**Raw data**

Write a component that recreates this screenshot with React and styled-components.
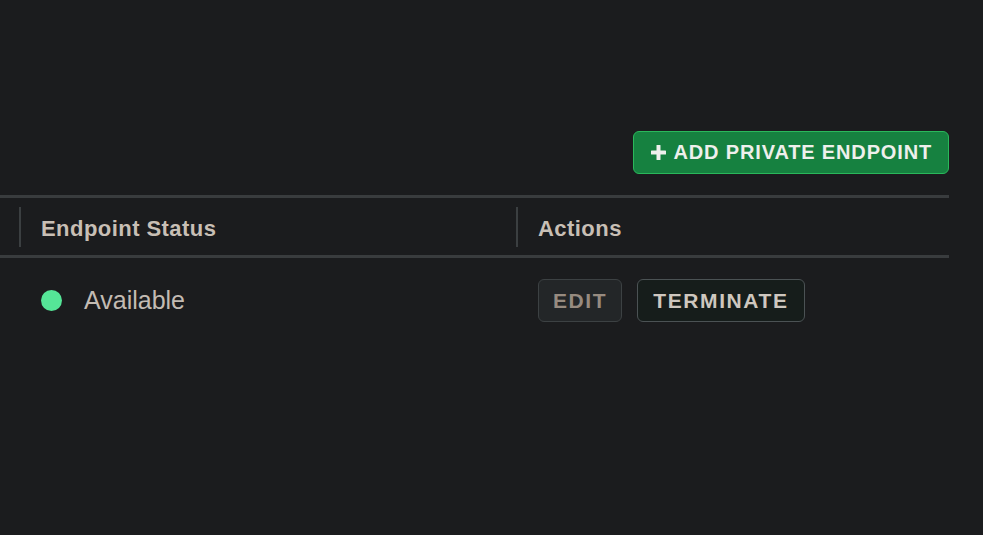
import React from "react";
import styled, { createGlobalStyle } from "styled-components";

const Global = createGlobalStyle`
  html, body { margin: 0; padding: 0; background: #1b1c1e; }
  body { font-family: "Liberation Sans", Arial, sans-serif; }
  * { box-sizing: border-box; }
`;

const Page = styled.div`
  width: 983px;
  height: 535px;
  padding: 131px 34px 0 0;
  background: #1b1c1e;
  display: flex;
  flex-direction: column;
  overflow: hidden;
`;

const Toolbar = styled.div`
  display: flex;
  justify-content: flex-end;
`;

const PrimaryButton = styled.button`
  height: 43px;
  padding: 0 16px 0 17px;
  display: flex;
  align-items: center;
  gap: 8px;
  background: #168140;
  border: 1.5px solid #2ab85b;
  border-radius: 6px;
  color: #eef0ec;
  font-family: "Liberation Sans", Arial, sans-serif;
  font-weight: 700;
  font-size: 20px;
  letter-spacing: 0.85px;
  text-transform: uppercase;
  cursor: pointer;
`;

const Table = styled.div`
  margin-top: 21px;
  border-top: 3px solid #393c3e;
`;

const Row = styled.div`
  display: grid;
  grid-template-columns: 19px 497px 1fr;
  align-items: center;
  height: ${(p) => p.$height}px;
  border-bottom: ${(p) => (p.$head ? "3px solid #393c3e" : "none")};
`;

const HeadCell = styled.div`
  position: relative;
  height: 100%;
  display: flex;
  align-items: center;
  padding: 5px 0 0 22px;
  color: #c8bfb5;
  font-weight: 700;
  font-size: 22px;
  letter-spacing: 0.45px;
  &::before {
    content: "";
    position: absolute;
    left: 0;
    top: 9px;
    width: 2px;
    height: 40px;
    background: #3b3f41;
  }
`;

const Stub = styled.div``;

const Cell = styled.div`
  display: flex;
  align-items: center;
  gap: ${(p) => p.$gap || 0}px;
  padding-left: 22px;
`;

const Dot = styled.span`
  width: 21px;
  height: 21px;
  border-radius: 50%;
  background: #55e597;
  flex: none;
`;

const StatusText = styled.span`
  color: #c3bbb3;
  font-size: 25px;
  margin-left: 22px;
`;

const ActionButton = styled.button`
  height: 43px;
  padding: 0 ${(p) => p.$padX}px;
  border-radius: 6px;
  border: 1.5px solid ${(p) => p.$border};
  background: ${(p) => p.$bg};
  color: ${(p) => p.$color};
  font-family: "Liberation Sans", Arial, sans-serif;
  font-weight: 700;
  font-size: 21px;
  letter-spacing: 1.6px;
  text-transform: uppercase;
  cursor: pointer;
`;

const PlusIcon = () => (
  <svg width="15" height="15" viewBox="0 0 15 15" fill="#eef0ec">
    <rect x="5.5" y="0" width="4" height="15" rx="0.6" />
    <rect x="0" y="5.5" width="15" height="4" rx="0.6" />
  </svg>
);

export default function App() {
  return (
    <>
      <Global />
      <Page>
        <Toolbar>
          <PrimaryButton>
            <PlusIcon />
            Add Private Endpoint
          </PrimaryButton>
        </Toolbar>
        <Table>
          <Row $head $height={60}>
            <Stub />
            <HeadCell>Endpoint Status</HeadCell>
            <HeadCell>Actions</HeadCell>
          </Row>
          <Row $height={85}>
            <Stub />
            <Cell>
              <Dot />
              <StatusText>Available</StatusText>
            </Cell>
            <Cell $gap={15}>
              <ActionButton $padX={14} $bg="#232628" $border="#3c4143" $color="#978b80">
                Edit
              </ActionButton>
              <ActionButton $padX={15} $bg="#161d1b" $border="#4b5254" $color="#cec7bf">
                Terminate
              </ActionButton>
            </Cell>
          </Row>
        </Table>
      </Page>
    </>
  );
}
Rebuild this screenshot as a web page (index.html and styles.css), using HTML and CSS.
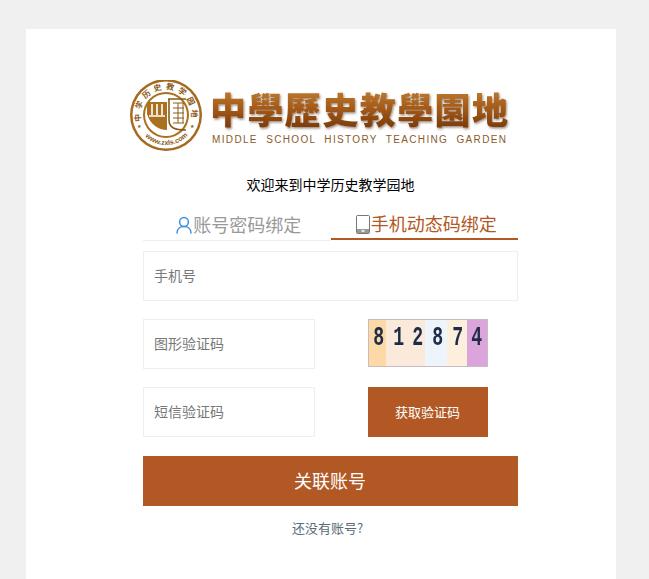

**The exercise**
Take the listing above and restate it word for word, without its pictures.

**Reply**
Write a component that recreates this screenshot with React and styled-components.
import React from "react";
import styled, { createGlobalStyle } from "styled-components";

const Global = createGlobalStyle`
  html, body { margin: 0; padding: 0; background: #1b1c1e; }
  body { font-family: "Liberation Sans", Arial, sans-serif; }
  * { box-sizing: border-box; }
`;

const Page = styled.div`
  width: 983px;
  height: 535px;
  padding: 131px 34px 0 0;
  background: #1b1c1e;
  display: flex;
  flex-direction: column;
  overflow: hidden;
`;

const Toolbar = styled.div`
  display: flex;
  justify-content: flex-end;
`;

const PrimaryButton = styled.button`
  height: 43px;
  padding: 0 16px 0 17px;
  display: flex;
  align-items: center;
  gap: 8px;
  background: #168140;
  border: 1.5px solid #2ab85b;
  border-radius: 6px;
  color: #eef0ec;
  font-family: "Liberation Sans", Arial, sans-serif;
  font-weight: 700;
  font-size: 20px;
  letter-spacing: 0.85px;
  text-transform: uppercase;
  cursor: pointer;
`;

const Table = styled.div`
  margin-top: 21px;
  border-top: 3px solid #393c3e;
`;

const Row = styled.div`
  display: grid;
  grid-template-columns: 19px 497px 1fr;
  align-items: center;
  height: ${(p) => p.$height}px;
  border-bottom: ${(p) => (p.$head ? "3px solid #393c3e" : "none")};
`;

const HeadCell = styled.div`
  position: relative;
  height: 100%;
  display: flex;
  align-items: center;
  padding: 5px 0 0 22px;
  color: #c8bfb5;
  font-weight: 700;
  font-size: 22px;
  letter-spacing: 0.45px;
  &::before {
    content: "";
    position: absolute;
    left: 0;
    top: 9px;
    width: 2px;
    height: 40px;
    background: #3b3f41;
  }
`;

const Stub = styled.div``;

const Cell = styled.div`
  display: flex;
  align-items: center;
  gap: ${(p) => p.$gap || 0}px;
  padding-left: 22px;
`;

const Dot = styled.span`
  width: 21px;
  height: 21px;
  border-radius: 50%;
  background: #55e597;
  flex: none;
`;

const StatusText = styled.span`
  color: #c3bbb3;
  font-size: 25px;
  margin-left: 22px;
`;

const ActionButton = styled.button`
  height: 43px;
  padding: 0 ${(p) => p.$padX}px;
  border-radius: 6px;
  border: 1.5px solid ${(p) => p.$border};
  background: ${(p) => p.$bg};
  color: ${(p) => p.$color};
  font-family: "Liberation Sans", Arial, sans-serif;
  font-weight: 700;
  font-size: 21px;
  letter-spacing: 1.6px;
  text-transform: uppercase;
  cursor: pointer;
`;

const PlusIcon = () => (
  <svg width="15" height="15" viewBox="0 0 15 15" fill="#eef0ec">
    <rect x="5.5" y="0" width="4" height="15" rx="0.6" />
    <rect x="0" y="5.5" width="15" height="4" rx="0.6" />
  </svg>
);

export default function App() {
  return (
    <>
      <Global />
      <Page>
        <Toolbar>
          <PrimaryButton>
            <PlusIcon />
            Add Private Endpoint
          </PrimaryButton>
        </Toolbar>
        <Table>
          <Row $head $height={60}>
            <Stub />
            <HeadCell>Endpoint Status</HeadCell>
            <HeadCell>Actions</HeadCell>
          </Row>
          <Row $height={85}>
            <Stub />
            <Cell>
              <Dot />
              <StatusText>Available</StatusText>
            </Cell>
            <Cell $gap={15}>
              <ActionButton $padX={14} $bg="#232628" $border="#3c4143" $color="#978b80">
                Edit
              </ActionButton>
              <ActionButton $padX={15} $bg="#161d1b" $border="#4b5254" $color="#cec7bf">
                Terminate
              </ActionButton>
            </Cell>
          </Row>
        </Table>
      </Page>
    </>
  );
}
Rebuild this screenshot as a web page (index.html and styles.css), using HTML and CSS.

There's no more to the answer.